Exactly the lines from the first line of the records to the line holding "import React from" should be duplicated, and nothing more; pictures stay out.

--- Start ---

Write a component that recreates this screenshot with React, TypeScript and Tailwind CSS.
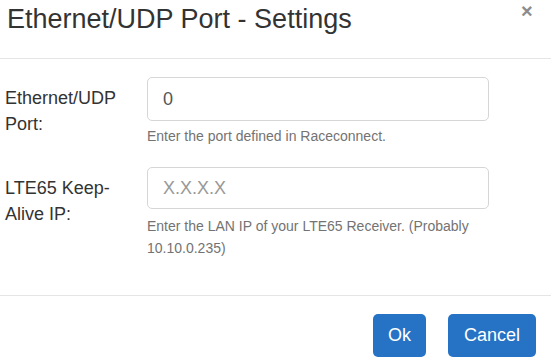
import React from "react";

export default function App() {
  return (
    <div className="w-[557px] h-[363px] bg-white overflow-hidden text-[#333] font-['Liberation_Sans',Arial,sans-serif]">
      <div className="w-[551px]">
        {/* Header */}
        <div className="relative h-[59px] border-b border-[#e5e5e5] pl-[7px] pt-[3px]">
          <h4 className="text-[27px] leading-[32px] font-normal text-[#333]">Ethernet/UDP Port - Settings</h4>
          <span className="absolute left-[521px] top-0 text-[20px] font-bold leading-[23px] text-[#8c8c8c]">×</span>
        </div>

        {/* Body */}
        <div className="pt-[18px] pb-[36px]">
          <div className="flex">
            <label className="w-[147px] pl-[5px] pt-[8px] pr-[20px] text-[18px] leading-[26px]">Ethernet/UDP Port:</label>
            <div className="w-[342px]">
              <div className="h-[44px] border border-[#d6d6d6] rounded-[5px] flex items-center pl-[15px] text-[18px] text-[#555]">0</div>
              <p className="mt-[5px] text-[14px] leading-[21px] text-[#737373]">Enter the port defined in Raceconnect.</p>
            </div>
          </div>
          <div className="flex mt-[20px]">
            <label className="w-[147px] pl-[5px] pt-[8px] pr-[20px] text-[18px] leading-[26px]">LTE65 Keep-Alive IP:</label>
            <div className="w-[342px]">
              <div className="h-[42px] border border-[#d6d6d6] rounded-[5px] flex items-center pl-[15px] text-[18px] text-[#999]">X.X.X.X</div>
              <p className="mt-[6px] text-[14px] leading-[22px] text-[#737373]">Enter the LAN IP of your LTE65 Receiver. (Probably 10.10.0.235)</p>
            </div>
          </div>
        </div>

        {/* Footer */}
        <div className="border-t border-[#e5e5e5] pt-[18px] pr-[15px] flex justify-end gap-[22px]">
          <button className="h-[43px] px-[15px] rounded-[5px] bg-[#2672c5] text-white text-[18px]">Ok</button>
          <button className="h-[43px] px-[16px] rounded-[5px] bg-[#2672c5] text-white text-[18px]">Cancel</button>
        </div>
      </div>
    </div>
  );
}
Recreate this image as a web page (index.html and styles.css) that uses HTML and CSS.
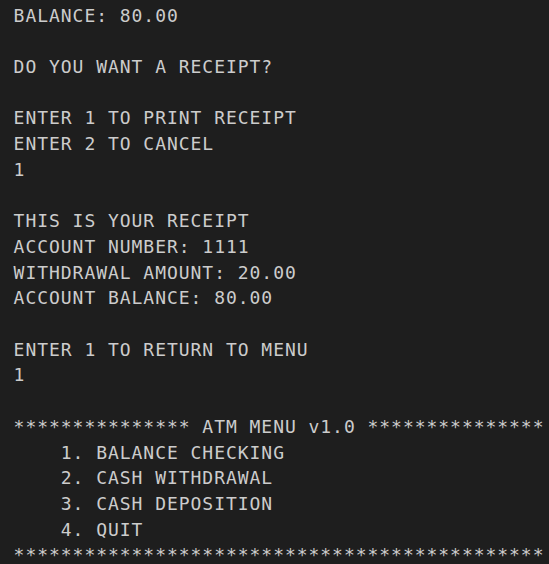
FILE: index.html
```html
<!DOCTYPE html>
<html>
<head>
<meta charset="utf-8">
<link rel="stylesheet" href="styles.css">
</head>
<body>
<pre class="term">BALANCE: 80.00

DO YOU WANT A RECEIPT?

ENTER 1 TO PRINT RECEIPT
ENTER 2 TO CANCEL
1

THIS IS YOUR RECEIPT
ACCOUNT NUMBER: 1111
WITHDRAWAL AMOUNT: 20.00
ACCOUNT BALANCE: 80.00

ENTER 1 TO RETURN TO MENU
1

*************** ATM MENU v1.0 ***************
    1. BALANCE CHECKING
    2. CASH WITHDRAWAL
    3. CASH DEPOSITION
    4. QUIT
*********************************************</pre>
</body>
</html>
```

FILE: styles.css
```css
html, body {
  margin: 0;
  padding: 0;
  background: #1e1e1e;
  width: 549px;
  height: 564px;
  overflow: hidden;
}
.term {
  margin: 0;
  padding: 2.6px 0 0 13.6px;
  font-family: "DejaVu Sans Mono", monospace;
  font-size: 18px;
  letter-spacing: 0.96px;
  line-height: 25.7px;
  color: #cccccc;
  white-space: pre;
}
```
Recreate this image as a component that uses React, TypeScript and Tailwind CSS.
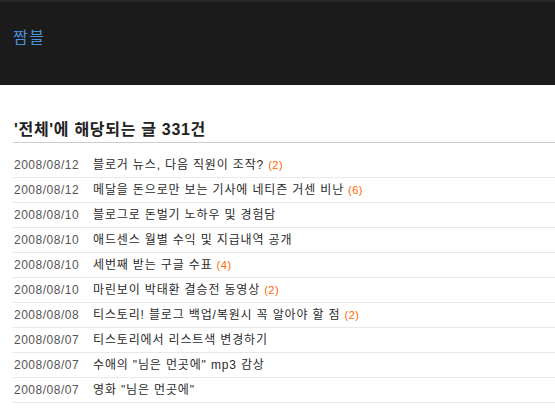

--- End ---

Result of the exercise.
Write a component that recreates this screenshot with React, TypeScript and Tailwind CSS.
import React from "react";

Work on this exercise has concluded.